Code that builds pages
begin

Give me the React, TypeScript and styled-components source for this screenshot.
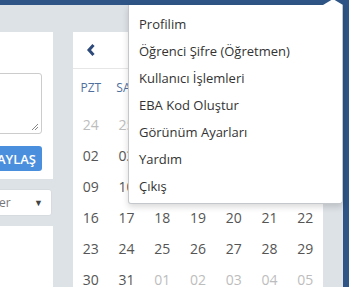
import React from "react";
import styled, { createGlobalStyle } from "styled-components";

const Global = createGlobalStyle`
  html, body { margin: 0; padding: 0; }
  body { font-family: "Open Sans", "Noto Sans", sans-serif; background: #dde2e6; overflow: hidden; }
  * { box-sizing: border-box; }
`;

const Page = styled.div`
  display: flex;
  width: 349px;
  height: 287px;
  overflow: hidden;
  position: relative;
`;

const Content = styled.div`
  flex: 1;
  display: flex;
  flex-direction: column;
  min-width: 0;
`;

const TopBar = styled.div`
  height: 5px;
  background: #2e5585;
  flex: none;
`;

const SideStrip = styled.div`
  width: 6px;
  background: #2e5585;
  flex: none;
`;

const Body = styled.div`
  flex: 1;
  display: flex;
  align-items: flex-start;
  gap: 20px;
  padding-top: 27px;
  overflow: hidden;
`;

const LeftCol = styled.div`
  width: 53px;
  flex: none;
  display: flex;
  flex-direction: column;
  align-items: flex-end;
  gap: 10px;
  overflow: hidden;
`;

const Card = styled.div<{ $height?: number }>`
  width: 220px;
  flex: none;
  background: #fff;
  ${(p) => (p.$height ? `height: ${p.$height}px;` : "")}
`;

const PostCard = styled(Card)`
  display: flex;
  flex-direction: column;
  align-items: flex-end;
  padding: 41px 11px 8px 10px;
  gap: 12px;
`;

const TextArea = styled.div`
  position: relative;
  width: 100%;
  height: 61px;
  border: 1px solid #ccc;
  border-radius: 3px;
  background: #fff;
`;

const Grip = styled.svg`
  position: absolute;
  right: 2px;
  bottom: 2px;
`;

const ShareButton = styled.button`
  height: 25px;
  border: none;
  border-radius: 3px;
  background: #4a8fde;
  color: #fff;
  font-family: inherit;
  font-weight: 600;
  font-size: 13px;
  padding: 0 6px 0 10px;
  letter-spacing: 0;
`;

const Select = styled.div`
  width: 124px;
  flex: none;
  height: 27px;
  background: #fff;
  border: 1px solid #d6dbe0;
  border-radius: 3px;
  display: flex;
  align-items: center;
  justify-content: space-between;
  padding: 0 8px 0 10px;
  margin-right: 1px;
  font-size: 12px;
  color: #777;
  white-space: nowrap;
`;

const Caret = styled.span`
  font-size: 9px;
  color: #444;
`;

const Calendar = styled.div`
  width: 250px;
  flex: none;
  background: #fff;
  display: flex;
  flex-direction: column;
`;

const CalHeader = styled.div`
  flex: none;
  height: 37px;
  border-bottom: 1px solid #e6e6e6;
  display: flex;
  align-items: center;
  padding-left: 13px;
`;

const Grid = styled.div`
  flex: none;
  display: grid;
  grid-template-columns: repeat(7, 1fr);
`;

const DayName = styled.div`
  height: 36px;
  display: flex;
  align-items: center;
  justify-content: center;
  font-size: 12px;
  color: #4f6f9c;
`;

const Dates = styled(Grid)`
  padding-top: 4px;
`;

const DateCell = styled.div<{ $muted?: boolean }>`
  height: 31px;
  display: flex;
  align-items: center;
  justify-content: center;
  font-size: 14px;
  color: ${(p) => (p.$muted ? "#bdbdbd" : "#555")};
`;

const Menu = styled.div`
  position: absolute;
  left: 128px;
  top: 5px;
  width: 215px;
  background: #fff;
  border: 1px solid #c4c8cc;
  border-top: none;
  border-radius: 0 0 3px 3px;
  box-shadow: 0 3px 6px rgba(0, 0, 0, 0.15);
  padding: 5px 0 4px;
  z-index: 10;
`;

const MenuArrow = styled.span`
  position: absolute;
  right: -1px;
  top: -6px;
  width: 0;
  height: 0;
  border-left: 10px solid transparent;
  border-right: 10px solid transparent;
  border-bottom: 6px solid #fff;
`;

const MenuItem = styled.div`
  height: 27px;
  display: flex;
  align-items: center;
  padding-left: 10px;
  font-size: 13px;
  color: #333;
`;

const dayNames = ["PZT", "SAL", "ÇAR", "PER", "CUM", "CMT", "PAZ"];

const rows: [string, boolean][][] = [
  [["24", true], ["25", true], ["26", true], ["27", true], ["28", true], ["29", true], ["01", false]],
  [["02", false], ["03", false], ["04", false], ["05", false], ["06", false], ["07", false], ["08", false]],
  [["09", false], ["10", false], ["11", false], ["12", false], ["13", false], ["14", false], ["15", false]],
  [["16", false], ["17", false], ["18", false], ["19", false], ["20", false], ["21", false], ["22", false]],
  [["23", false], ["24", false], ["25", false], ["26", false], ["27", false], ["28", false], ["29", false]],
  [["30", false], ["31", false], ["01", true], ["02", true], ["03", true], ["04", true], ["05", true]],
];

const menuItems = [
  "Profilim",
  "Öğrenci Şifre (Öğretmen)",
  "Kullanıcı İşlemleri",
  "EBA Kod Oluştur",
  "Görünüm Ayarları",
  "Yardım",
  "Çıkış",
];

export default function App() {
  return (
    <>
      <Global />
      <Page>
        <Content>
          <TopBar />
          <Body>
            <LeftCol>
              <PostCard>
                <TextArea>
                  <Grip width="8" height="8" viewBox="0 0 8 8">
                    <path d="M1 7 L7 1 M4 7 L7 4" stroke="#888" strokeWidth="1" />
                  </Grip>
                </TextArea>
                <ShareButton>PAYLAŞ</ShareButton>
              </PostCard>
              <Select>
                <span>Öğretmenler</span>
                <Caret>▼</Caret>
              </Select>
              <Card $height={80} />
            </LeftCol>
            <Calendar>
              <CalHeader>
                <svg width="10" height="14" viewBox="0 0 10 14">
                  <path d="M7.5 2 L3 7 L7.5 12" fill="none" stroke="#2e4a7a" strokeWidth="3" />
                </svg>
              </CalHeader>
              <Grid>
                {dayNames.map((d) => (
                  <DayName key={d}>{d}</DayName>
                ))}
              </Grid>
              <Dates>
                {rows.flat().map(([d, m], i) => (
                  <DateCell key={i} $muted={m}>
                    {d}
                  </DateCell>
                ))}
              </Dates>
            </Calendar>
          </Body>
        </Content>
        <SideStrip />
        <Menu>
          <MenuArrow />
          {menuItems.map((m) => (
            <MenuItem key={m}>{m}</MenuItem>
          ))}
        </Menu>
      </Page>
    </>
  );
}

end
begin

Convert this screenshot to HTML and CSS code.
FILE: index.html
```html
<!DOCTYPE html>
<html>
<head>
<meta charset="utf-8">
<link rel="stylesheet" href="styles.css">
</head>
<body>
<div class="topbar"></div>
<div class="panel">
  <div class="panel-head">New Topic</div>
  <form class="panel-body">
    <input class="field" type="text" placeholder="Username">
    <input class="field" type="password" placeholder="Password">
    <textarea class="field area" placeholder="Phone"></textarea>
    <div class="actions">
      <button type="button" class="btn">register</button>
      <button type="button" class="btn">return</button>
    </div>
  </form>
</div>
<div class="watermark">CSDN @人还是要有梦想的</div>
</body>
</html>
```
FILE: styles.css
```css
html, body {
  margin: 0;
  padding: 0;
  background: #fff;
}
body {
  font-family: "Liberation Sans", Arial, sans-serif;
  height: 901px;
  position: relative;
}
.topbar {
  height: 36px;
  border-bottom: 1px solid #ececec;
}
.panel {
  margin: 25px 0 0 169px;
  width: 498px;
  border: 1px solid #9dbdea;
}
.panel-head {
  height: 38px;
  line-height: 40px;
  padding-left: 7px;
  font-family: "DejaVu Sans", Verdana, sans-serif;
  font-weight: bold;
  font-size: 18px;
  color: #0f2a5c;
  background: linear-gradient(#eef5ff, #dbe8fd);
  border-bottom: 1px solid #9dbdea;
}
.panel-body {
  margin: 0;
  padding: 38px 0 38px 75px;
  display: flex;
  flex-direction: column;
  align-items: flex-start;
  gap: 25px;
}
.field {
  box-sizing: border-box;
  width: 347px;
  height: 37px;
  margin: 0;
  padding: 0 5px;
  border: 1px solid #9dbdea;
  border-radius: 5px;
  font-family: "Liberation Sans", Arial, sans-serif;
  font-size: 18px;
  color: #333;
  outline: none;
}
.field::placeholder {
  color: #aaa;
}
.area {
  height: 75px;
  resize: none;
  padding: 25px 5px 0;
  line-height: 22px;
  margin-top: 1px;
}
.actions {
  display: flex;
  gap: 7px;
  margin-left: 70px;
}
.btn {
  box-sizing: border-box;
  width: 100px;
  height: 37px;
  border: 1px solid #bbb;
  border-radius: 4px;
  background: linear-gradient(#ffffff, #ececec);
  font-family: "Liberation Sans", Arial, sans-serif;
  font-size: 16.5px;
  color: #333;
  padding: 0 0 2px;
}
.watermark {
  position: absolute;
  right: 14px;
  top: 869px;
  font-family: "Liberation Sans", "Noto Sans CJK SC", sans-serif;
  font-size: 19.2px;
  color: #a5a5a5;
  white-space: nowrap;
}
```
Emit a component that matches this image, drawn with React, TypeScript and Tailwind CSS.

end
begin

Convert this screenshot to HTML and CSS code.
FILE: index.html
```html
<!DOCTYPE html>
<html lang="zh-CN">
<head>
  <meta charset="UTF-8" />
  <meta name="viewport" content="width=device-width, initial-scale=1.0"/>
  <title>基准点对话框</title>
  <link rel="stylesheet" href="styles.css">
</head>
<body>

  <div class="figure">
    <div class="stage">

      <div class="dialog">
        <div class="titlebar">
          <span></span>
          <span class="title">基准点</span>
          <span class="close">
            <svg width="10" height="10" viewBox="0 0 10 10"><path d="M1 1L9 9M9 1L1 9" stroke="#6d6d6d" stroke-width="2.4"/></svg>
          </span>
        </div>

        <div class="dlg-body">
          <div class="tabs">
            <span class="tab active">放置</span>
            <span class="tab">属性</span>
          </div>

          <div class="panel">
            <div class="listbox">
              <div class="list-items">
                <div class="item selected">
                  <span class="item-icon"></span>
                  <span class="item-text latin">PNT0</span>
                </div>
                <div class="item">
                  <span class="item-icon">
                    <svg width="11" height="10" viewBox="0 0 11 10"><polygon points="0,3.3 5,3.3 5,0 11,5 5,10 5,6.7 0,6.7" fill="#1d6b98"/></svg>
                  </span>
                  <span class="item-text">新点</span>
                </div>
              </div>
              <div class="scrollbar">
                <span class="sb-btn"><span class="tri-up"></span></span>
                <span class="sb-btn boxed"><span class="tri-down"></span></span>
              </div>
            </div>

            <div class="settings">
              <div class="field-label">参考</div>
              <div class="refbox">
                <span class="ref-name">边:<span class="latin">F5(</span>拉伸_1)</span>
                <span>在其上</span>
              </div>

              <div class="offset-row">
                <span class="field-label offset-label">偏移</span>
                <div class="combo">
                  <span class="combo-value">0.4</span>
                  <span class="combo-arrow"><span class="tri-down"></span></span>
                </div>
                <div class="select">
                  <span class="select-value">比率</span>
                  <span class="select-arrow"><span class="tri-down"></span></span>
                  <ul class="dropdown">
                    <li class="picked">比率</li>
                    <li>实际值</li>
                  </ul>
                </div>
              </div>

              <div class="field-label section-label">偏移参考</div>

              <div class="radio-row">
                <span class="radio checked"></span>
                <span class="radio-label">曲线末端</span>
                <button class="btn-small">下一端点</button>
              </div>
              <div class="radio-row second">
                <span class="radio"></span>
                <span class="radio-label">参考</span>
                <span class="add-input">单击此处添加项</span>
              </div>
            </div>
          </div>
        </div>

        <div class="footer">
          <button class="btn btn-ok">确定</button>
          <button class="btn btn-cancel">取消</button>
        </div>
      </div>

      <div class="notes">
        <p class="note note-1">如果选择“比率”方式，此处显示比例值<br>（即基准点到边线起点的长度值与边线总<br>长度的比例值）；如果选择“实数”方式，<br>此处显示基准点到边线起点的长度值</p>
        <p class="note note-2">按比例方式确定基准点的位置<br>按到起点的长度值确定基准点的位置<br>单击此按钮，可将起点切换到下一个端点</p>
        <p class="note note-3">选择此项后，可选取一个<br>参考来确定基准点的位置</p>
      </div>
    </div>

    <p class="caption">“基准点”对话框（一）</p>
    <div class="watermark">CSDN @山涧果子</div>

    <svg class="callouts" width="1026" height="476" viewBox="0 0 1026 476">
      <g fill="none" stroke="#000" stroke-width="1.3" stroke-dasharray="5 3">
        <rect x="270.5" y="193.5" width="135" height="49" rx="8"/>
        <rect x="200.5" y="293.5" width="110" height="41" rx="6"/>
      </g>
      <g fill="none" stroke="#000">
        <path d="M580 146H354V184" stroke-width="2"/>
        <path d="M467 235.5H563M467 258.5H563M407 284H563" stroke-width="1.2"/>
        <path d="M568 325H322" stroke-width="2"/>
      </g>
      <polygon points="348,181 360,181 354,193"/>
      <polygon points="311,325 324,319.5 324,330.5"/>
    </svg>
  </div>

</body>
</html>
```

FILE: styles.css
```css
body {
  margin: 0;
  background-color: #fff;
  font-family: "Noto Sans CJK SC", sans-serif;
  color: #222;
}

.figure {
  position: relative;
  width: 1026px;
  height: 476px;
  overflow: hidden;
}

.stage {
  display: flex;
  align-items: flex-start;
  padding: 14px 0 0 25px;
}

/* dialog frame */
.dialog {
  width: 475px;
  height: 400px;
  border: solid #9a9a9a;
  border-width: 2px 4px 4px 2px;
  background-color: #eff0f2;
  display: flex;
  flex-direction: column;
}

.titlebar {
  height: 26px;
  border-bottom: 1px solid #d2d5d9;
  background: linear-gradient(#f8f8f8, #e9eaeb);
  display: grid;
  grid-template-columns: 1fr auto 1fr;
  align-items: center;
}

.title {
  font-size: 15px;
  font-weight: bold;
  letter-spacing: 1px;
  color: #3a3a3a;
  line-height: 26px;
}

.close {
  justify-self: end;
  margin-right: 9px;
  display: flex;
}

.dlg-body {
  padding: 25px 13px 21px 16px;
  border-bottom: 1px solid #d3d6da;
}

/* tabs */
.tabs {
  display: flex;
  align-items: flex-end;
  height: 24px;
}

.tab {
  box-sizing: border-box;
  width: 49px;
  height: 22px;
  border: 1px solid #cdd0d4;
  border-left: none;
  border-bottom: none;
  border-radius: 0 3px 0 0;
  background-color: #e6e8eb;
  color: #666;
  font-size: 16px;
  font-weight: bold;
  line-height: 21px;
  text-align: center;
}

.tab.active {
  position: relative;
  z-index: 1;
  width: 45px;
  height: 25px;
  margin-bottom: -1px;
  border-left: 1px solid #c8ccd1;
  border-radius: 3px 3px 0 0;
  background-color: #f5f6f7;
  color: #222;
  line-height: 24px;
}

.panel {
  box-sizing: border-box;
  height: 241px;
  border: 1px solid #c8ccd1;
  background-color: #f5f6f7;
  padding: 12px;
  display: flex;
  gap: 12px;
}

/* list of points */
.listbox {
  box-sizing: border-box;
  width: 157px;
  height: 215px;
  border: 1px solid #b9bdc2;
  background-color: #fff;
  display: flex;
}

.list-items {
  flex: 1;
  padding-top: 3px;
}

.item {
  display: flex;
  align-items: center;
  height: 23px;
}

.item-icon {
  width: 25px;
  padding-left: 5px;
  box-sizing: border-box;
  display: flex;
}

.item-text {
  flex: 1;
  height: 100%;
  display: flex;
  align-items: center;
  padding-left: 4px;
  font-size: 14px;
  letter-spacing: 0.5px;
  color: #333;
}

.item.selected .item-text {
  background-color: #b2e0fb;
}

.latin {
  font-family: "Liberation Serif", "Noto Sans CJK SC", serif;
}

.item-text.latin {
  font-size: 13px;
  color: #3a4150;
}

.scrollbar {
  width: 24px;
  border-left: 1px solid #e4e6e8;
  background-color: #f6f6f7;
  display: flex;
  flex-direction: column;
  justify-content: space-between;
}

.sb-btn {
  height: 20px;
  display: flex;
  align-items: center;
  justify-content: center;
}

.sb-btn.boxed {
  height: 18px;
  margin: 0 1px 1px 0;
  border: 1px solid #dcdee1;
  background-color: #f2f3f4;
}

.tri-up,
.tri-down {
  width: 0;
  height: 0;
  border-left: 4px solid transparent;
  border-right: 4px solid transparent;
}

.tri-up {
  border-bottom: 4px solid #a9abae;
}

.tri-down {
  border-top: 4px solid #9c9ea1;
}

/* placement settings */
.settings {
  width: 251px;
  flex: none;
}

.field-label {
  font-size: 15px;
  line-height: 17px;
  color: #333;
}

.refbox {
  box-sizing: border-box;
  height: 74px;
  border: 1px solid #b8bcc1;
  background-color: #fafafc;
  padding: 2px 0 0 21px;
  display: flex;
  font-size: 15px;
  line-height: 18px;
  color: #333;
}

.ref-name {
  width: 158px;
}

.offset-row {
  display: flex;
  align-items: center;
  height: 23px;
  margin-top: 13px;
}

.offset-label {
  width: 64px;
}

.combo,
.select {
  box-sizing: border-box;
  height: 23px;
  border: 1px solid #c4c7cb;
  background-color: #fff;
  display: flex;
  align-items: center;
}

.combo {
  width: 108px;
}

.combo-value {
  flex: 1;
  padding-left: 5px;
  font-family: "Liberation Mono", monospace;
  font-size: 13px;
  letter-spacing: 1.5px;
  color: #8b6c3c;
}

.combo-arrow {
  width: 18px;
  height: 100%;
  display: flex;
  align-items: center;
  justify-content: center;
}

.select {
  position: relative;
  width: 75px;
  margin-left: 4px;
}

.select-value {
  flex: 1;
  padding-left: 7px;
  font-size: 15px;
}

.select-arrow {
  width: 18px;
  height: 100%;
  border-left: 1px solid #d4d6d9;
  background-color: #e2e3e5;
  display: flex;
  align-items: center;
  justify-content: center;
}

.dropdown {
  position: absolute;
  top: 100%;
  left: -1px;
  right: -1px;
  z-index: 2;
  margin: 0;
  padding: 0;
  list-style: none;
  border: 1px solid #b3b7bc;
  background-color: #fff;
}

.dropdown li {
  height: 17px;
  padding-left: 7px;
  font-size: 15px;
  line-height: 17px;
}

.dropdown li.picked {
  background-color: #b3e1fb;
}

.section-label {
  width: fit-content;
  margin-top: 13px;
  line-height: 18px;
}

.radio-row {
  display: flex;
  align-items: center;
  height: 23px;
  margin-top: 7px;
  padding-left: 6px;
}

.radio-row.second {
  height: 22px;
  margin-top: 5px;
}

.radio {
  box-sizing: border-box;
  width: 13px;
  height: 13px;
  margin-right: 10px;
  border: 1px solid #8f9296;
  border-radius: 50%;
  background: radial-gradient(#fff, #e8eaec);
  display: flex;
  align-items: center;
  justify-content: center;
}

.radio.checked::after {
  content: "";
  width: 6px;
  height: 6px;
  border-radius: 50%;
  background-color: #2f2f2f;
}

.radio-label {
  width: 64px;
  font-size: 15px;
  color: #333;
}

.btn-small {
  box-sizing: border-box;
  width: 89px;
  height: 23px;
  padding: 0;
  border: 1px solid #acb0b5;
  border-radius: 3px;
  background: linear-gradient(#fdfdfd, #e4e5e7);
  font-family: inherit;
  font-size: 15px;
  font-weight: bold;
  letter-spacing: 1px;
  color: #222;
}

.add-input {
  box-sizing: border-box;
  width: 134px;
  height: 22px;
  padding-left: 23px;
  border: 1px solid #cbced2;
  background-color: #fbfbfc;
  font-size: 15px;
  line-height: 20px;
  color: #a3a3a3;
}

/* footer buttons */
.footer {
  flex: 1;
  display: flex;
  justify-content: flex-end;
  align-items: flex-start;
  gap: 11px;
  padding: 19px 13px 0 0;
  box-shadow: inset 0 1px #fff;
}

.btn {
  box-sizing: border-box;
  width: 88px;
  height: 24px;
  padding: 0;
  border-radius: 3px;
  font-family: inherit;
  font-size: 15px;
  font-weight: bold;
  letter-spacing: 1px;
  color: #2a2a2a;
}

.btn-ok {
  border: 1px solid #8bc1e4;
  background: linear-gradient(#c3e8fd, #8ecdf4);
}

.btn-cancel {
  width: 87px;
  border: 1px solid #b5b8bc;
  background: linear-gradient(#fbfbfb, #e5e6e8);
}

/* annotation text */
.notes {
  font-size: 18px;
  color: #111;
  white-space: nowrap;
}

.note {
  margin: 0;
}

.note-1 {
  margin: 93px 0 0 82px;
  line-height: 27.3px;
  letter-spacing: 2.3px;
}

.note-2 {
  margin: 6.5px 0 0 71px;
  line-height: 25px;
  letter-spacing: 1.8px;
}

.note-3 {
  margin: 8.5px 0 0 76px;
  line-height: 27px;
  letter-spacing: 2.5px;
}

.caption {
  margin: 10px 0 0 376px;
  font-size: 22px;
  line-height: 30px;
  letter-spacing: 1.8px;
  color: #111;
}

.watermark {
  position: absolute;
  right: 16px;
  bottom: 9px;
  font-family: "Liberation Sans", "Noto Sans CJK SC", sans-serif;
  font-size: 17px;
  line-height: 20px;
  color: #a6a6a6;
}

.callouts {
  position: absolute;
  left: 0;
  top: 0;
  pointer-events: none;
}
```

end

THE REQUEST: Pull out each line of the entries that contains "components".

REPLY:
Give me the React, TypeScript and styled-components source for this screenshot.
import styled, { createGlobalStyle } from "styled-components";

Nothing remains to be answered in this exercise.